Germaine Greer But she's one of the celibate women artists. She believed, I think, that painting and marriage didn't mix. Well, that's all very well unless you're a heterosexual woman who needs some kind of expression for her sexuality. If you don't, if you are a heterosexual woman, then eventually the repression is gonna show in the work, because the energy is going to be wasted in self-repression, you see, then there's a whole gang of virgin women artists who I think, you know, made the only possible decision, but it was a wrong one.
Studs Terkel Obviously I think it's clear to listeners that Germaine Greer's book, "The Obstacle Race" is a very provocative one, I think a revelatory one and exciting one, too.
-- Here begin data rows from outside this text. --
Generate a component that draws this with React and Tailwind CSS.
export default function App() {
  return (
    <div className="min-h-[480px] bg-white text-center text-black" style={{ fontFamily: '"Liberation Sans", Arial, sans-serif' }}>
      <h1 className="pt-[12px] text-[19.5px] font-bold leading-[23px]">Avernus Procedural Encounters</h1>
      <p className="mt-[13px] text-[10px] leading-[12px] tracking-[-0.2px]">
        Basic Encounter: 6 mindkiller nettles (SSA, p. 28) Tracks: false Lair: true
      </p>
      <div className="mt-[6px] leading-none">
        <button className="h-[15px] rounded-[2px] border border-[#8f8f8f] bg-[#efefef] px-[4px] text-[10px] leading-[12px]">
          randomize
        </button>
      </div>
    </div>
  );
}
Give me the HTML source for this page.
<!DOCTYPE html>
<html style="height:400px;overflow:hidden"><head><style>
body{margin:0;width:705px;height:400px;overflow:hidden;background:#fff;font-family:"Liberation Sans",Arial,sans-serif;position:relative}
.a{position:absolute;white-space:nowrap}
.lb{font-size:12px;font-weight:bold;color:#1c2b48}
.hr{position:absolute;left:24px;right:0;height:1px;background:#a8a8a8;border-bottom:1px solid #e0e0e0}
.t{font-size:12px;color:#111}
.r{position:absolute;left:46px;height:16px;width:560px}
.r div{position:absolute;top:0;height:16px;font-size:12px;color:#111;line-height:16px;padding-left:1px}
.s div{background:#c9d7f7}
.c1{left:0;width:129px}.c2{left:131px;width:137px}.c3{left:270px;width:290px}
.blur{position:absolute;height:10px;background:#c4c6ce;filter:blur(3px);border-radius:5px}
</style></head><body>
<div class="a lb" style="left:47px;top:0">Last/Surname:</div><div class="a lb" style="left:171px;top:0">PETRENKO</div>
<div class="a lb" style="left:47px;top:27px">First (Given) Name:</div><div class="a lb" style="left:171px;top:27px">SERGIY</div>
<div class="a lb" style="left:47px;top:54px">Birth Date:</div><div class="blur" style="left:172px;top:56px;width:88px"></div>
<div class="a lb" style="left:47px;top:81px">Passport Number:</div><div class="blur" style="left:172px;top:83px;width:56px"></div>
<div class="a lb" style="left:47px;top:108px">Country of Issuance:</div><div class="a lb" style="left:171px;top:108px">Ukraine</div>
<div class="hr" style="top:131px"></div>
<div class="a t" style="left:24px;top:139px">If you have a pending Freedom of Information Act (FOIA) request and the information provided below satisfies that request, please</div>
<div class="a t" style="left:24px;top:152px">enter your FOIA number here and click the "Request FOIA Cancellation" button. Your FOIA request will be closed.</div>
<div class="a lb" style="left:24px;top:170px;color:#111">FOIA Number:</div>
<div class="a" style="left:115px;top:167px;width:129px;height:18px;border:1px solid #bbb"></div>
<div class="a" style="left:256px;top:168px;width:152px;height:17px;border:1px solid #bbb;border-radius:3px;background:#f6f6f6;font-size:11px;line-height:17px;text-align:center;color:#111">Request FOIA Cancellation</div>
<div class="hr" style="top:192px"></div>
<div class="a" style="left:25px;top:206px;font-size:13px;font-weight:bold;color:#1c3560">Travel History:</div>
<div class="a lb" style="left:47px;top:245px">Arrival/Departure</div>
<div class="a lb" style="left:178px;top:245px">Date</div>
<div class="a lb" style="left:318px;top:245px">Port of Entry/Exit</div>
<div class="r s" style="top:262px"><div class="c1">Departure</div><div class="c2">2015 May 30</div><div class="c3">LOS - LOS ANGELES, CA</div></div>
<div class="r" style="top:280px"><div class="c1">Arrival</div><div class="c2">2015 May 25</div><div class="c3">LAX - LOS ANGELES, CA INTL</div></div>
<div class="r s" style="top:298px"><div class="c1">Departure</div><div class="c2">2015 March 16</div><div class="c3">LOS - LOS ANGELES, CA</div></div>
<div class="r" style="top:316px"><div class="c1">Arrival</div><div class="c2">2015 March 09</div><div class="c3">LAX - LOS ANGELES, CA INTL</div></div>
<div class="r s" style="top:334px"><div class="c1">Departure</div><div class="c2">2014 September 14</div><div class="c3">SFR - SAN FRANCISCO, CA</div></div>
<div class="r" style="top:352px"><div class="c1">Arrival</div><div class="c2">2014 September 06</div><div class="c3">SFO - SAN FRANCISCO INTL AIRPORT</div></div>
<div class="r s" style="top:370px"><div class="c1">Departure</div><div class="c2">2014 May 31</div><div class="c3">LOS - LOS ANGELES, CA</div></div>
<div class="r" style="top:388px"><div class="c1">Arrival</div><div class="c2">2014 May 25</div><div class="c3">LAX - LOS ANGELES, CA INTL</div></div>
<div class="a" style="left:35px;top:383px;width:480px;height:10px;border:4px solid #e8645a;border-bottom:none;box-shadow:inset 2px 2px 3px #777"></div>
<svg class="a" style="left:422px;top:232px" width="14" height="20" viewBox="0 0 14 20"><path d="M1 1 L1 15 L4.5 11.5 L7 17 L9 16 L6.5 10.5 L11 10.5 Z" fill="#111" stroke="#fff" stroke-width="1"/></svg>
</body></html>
Ten years of work, wasn't
Germaine Greer "There is then no female Leonardo, no female Titian, no female Poussin, but the reason does not lie in the fact that women have wombs, that they can have babies, that their brains are smaller, that they lack vigor, that they are not sensual. The reason is simply that you cannot make great artists out of egos that have been damaged with wills that are defective, with libidos that have been driven out of reach and energy diverted into neurotic channels. Western art is in large measure neurotic for the concept of personality which it demonstrates is in many ways anti-social, even psychotic, that the neurosis of the artist is of a very different kind from the carefully cultured self-destructiveness of women. In our time, we have seen both art and women changing in ways that, if we do not lose them, will bring both closer together."